Tuesday, December 29, 2009
Uh, This Is Bad - No Wait...
Then I read the piece and ot even more worried:
With the economy gasping for life last spring, about 1.3 million people gathered in 5,600 churches nationwide to behold the nation's leading prophet of personal finance.Yeah, that Elmer Gantry, prosperity gospel, sticky floor in the theater feeling sort of came all over me. But I kept reading.
Televised live from a church in Edmond, Okla., Dave Ramsey's infomercial-style "Town Hall for Hope" was a masterful mix of inspiration, humor, advice, marketing and the Bible from a man dressed in jeans, dark jacket and an open-collar shirt.

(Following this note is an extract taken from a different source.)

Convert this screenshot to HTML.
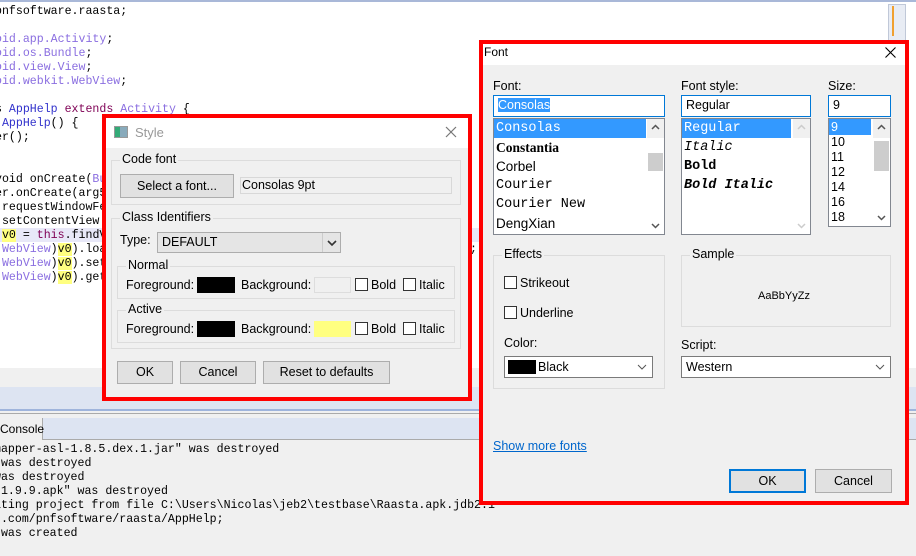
<!DOCTYPE html>
<html><head><meta charset="utf-8"><style>
*{box-sizing:border-box;margin:0;padding:0}
body{width:916px;height:556px;overflow:hidden;position:relative;background:#f0f0f0;font-family:"Liberation Sans",sans-serif;font-size:12px;color:#000}
.a{position:absolute}
.code{font-family:"Liberation Mono",monospace;font-size:11.6px;white-space:pre;line-height:14px}
.p{color:#8a6ee0}.k{color:#7f0055}.n{color:#3333cc}
.hl{background:#ffff80}
.grp{position:absolute;border:1px solid #dcdcdc}
.grp>.t{position:absolute;top:-9px;left:8px;background:#f0f0f0;padding:0 2px;font-size:12.5px}
.btn{position:absolute;background:#e1e1e1;border:1px solid #adadad;text-align:center;font-size:12.5px}
.cb{position:absolute;width:13px;height:13px;border:1px solid #333;background:#fff}
.sw{position:absolute;height:16px}
.lst{position:absolute;background:#fff;border:1px solid #828790;overflow:hidden}
.lst div{height:19px;line-height:19px;padding-left:2px;font-size:13.5px}
.sel{background:#3399ff;color:#fff}
.sb{position:absolute;top:0;right:0;width:17px;bottom:0;background:#f0f0f0}
.inp{position:absolute;background:#fff;border:1px solid #0078d7;font-size:12.5px;padding:2px 4px}
svg{position:absolute}
</style></head><body>
<div class="a" style="left:0;top:0;width:916px;height:368px;background:#fff;border-top:2px solid #a9b8d8"></div>
<div class="a" style="left:0;top:228px;width:900px;height:14px;background:#e8e8f8"></div>
<div class="a code" style="left:-5px;top:5px">pnfsoftware.raasta;

<span class="p">oid.app.Activity</span>;
<span class="p">oid.os.Bundle</span>;
<span class="p">oid.view.View</span>;
<span class="p">oid.webkit.WebView</span>;

s <span class="n">AppHelp</span> <span class="k">extends</span> <span class="p">Activity</span> {
 <span class="n">AppHelp</span>() {
er();


void onCreate(<span class="p">Bundle</span>
er.onCreate(arg5
 requestWindowFe
 setContentView
 <span class="hl">v0</span> = <span class="k">this</span>.findV
(<span class="p">WebView</span>)<span class="hl">v0</span>).loadD
(<span class="p">WebView</span>)<span class="hl">v0</span>).setBa
(<span class="p">WebView</span>)<span class="hl">v0</span>).getSe</div>
<div class="a code" style="left:470px;top:243px">;</div>
<div class="a" style="left:888px;top:4px;width:18px;height:380px;border:1px solid #c0c8d8;background:#e8ecf4"></div>
<div class="a" style="left:892px;top:6px;width:2px;height:30px;background:#f0a030"></div>
<div class="a" style="left:0;top:387px;width:916px;height:22px;background:#dde4f2"></div>
<div class="a" style="left:0;top:409px;width:916px;height:2px;background:#9fb4dc"></div>
<div class="a" style="left:0;top:413px;width:916px;height:1px;background:#aaa"></div>
<div class="a" style="left:0;top:418px;width:916px;height:22px;background:#dde4f2;border-bottom:1px solid #aaa"></div>
<div class="a" style="left:0;top:418px;width:43px;height:22px;background:#f0f0f0;border-right:1px solid #aaa;line-height:22px;font-size:12px">Console</div>
<div class="a code" style="left:-6px;top:443px">mapper-asl-1.8.5.dex.1.jar" was destroyed
 was destroyed
was destroyed
 1.9.9.apk" was destroyed
ating project from file C:\Users\Nicolas\jeb2\testbase\Raasta.apk.jdb2.1
 .com/pnfsoftware/raasta/AppHelp;
 was created</div>

<!-- Style dialog -->
<div class="a" style="left:102px;top:114px;width:370px;height:287px;border:4px solid #f00;background:#f0f0f0"></div>
<div class="a" style="left:106px;top:118px;width:362px;height:30px;background:#fff"></div>
<div class="a" style="left:114px;top:126px;width:14px;height:12px;border:1px solid #999;background:linear-gradient(90deg,#3a7 0 40%,#8ab 40%)"></div>
<div class="a" style="left:135px;top:125px;color:#999;font-size:13px">Style</div>
<svg style="left:445px;top:126px" width="12" height="12"><path d="M1 1L11 11M11 1L1 11" stroke="#777" stroke-width="1.2"/></svg>
<div class="grp" style="left:111px;top:160px;width:350px;height:45px"><span class="t">Code font</span></div>
<div class="btn" style="left:120px;top:174px;width:114px;height:24px;line-height:22px">Select a font...</div>
<div class="a" style="left:240px;top:177px;width:212px;height:17px;border:1px solid #d8d8d8;background:#f0f0f0;font-size:12.5px;padding-left:1px;line-height:15px">Consolas 9pt</div>
<div class="grp" style="left:111px;top:218px;width:350px;height:131px"><span class="t">Class Identifiers</span></div>
<div class="a" style="left:120px;top:233px;font-size:12.5px">Type:</div>
<div class="a" style="left:157px;top:232px;width:184px;height:21px;border:1px solid #adadad;background:#e5e5e5;padding:2px 4px;font-size:12.5px">DEFAULT</div>
<div class="a" style="left:322px;top:233px;width:1px;height:19px;background:#ccc"></div>
<svg style="left:327px;top:239px" width="10" height="8"><path d="M1 2L5 6L9 2" stroke="#333" stroke-width="1.6" fill="none"/></svg>
<div class="grp" style="left:117px;top:266px;width:338px;height:33px"><span class="t">Normal</span></div>
<div class="a" style="left:126px;top:278px;font-size:12.5px">Foreground:</div>
<div class="sw" style="left:197px;top:277px;width:38px;background:#000"></div>
<div class="a" style="left:241px;top:278px;font-size:12.5px">Background:</div>
<div class="sw" style="left:314px;top:277px;width:37px;background:#f0f0f0;border:1px solid #ddd"></div>
<div class="cb" style="left:355px;top:278px"></div><div class="a" style="left:371px;top:278px;font-size:12.5px">Bold</div>
<div class="cb" style="left:403px;top:278px"></div><div class="a" style="left:419px;top:278px;font-size:12.5px">Italic</div>
<div class="grp" style="left:117px;top:310px;width:338px;height:33px"><span class="t">Active</span></div>
<div class="a" style="left:126px;top:322px;font-size:12.5px">Foreground:</div>
<div class="sw" style="left:197px;top:321px;width:38px;background:#000"></div>
<div class="a" style="left:241px;top:322px;font-size:12.5px">Background:</div>
<div class="sw" style="left:314px;top:321px;width:37px;background:#ffff80"></div>
<div class="cb" style="left:355px;top:322px"></div><div class="a" style="left:371px;top:322px;font-size:12.5px">Bold</div>
<div class="cb" style="left:403px;top:322px"></div><div class="a" style="left:419px;top:322px;font-size:12.5px">Italic</div>
<div class="btn" style="left:117px;top:361px;width:56px;height:23px;line-height:21px">OK</div>
<div class="btn" style="left:180px;top:361px;width:76px;height:23px;line-height:21px">Cancel</div>
<div class="btn" style="left:263px;top:361px;width:127px;height:23px;line-height:21px">Reset to defaults</div>

<!-- Font dialog -->
<div class="a" style="left:479px;top:40px;width:430px;height:465px;border:4px solid #f00;background:#f0f0f0"></div>
<div class="a" style="left:483px;top:44px;width:422px;height:21px;background:#fff"></div>
<div class="a" style="left:484px;top:45px">Font</div>
<svg style="left:885px;top:47px" width="11" height="11"><path d="M0.5 0.5L10.5 10.5M10.5 0.5L0.5 10.5" stroke="#000" stroke-width="1.1"/></svg>
<div class="a" style="left:493px;top:79px;font-size:12.5px">Font:</div>
<div class="inp" style="left:493px;top:95px;width:172px;height:22px"><span style="background:#3399ff;color:#fff">Consolas</span></div>
<div class="lst" style="left:493px;top:118px;width:172px;height:117px">
<div class="sel" style="font-family:'Liberation Mono';width:152px">Consolas</div>
<div style="font-family:'Liberation Serif';font-weight:bold">Constantia</div>
<div>Corbel</div>
<div style="font-family:'Liberation Mono'">Courier</div>
<div style="font-family:'Liberation Mono'">Courier New</div>
<div>DengXian</div>
<div class="sb"><div style="position:absolute;top:34px;left:1px;width:15px;height:18px;background:#cdcdcd;padding:0"></div>
<svg style="left:4px;top:5px" width="9" height="6"><path d="M1 5L4.5 1.5L8 5" stroke="#555" stroke-width="1.5" fill="none"/></svg>
<svg style="left:4px;top:104px" width="9" height="6"><path d="M1 1L4.5 4.5L8 1" stroke="#555" stroke-width="1.5" fill="none"/></svg></div>
</div>
<div class="a" style="left:681px;top:79px;font-size:12.5px">Font style:</div>
<div class="inp" style="left:681px;top:95px;width:130px;height:22px">Regular</div>
<div class="lst" style="left:681px;top:118px;width:130px;height:117px">
<div class="sel" style="width:109px;font-family:'Liberation Mono'">Regular</div>
<div style="font-style:italic;font-family:'Liberation Mono'">Italic</div>
<div style="font-weight:bold;font-family:'Liberation Mono'">Bold</div>
<div style="font-weight:bold;font-style:italic;font-family:'Liberation Mono'">Bold Italic</div>
<div class="sb"><svg style="left:4px;top:5px" width="9" height="6"><path d="M1 5L4.5 1.5L8 5" stroke="#ccc" stroke-width="1.5" fill="none"/></svg>
<svg style="left:4px;top:104px" width="9" height="6"><path d="M1 1L4.5 4.5L8 1" stroke="#ccc" stroke-width="1.5" fill="none"/></svg></div>
</div>
<div class="a" style="left:828px;top:79px;font-size:12.5px">Size:</div>
<div class="inp" style="left:828px;top:95px;width:63px;height:22px">9</div>
<div class="lst" style="left:828px;top:118px;width:63px;height:109px">
<div class="sel" style="width:42px;height:16px;line-height:16px;font-size:12.5px">9</div>
<div style="height:15px;line-height:15px;font-size:12.5px">10</div><div style="height:15px;line-height:15px;font-size:12.5px">11</div><div style="height:15px;line-height:15px;font-size:12.5px">12</div><div style="height:15px;line-height:15px;font-size:12.5px">14</div><div style="height:15px;line-height:15px;font-size:12.5px">16</div><div style="height:15px;line-height:15px;font-size:12.5px">18</div>
<div class="sb"><div style="position:absolute;top:22px;left:1px;width:15px;height:30px;background:#cdcdcd;padding:0"></div>
<svg style="left:4px;top:5px" width="9" height="6"><path d="M1 5L4.5 1.5L8 5" stroke="#555" stroke-width="1.5" fill="none"/></svg>
<svg style="left:4px;top:96px" width="9" height="6"><path d="M1 1L4.5 4.5L8 1" stroke="#555" stroke-width="1.5" fill="none"/></svg></div>
</div>
<div class="grp" style="left:493px;top:255px;width:172px;height:134px"><span class="t">Effects</span></div>
<div class="cb" style="left:504px;top:276px"></div><div class="a" style="left:520px;top:276px;font-size:12.5px">Strikeout</div>
<div class="cb" style="left:504px;top:306px"></div><div class="a" style="left:520px;top:306px;font-size:12.5px">Underline</div>
<div class="a" style="left:504px;top:336px;font-size:12.5px">Color:</div>
<div class="a" style="left:504px;top:356px;width:149px;height:22px;border:1px solid #7a7a7a;background:#fff"></div>
<div class="a" style="left:508px;top:360px;width:28px;height:14px;background:#000"></div>
<div class="a" style="left:538px;top:360px;font-size:12.5px">Black</div>
<svg style="left:637px;top:364px" width="10" height="6"><path d="M1 1L5 5L9 1" stroke="#555" stroke-width="1" fill="none"/></svg>
<div class="grp" style="left:681px;top:255px;width:210px;height:72px"><span class="t">Sample</span></div>
<div class="a" style="left:758px;top:290px;font-size:11px">AaBbYyZz</div>
<div class="a" style="left:681px;top:338px;font-size:12.5px">Script:</div>
<div class="a" style="left:681px;top:356px;width:210px;height:22px;border:1px solid #7a7a7a;background:#fff;padding:3px 4px;font-size:12.5px">Western</div>
<svg style="left:875px;top:364px" width="10" height="6"><path d="M1 1L5 5L9 1" stroke="#555" stroke-width="1" fill="none"/></svg>
<div class="a" style="left:493px;top:439px;color:#0066cc;text-decoration:underline;font-size:12.5px">Show more fonts</div>
<div class="btn" style="left:729px;top:469px;width:77px;height:24px;line-height:20px;border:2px solid #0078d7">OK</div>
<div class="btn" style="left:815px;top:469px;width:77px;height:24px;line-height:22px">Cancel</div>
</body></html>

Turns out the guy hands out some pretty good advice
- work hard
- live within your means
And the "objections the piece raises are interesting
- He operates as a for profit business
- He once bk'ed
- he charges a lot for his advice services
- he's rich
Hmmmm, now I not so sure what to make of this. I will not conclude this post with a final judgment, but rather trying to establish some standards by how to determine whether this is a good or a bad thing. Certainly the objections they raised in the piece are no measure. There are good rich Christians and they actually charge for their services. If they are good at them, they charge a lot for them. Profit is not inherently evil, and being a ministry is about what you do and how you do it more than whether you structure as a profit or non-profit corp.
The piece is a typically secular take on something that is really a spiritual matter. The fact of the matter is, if we are truly people indwelled by the Holy Spirit seeking to hold other more important than ourselves, then all that we do is ministry, for profit or not.
But then the question is, is there value in what he offers? About this I have no idea. I do think there are many, many people out there that treat Christians purely as a marketplace or demographic and will do whatever it takes to harvest profits from that group. Many by giving people something to absolutely waste their disposable income on. Don't know if that is the case here, frankly, if he is giving out good financial advise, then the charges are justified, both becasue of the value of the advice and becasue people take far more seriously that which they pay for, than that which they receive free of charge.
Frankly, the only thing I do not see in the piece is the only thing I see that truly troubles me - no mention of the tithe. THAT is a significant part of any serious financial plan. But then this piece is written from such a skewed secular perspective, that I have no idea whether he mentions it or not.
The bottom line is that this piece may be one of the best example of the world placing its values on something that we would judge on an entirely different set of criteria. I have no idea if Dave Ramsey is good bad or indifferent - I do know MSNBC doesn't either.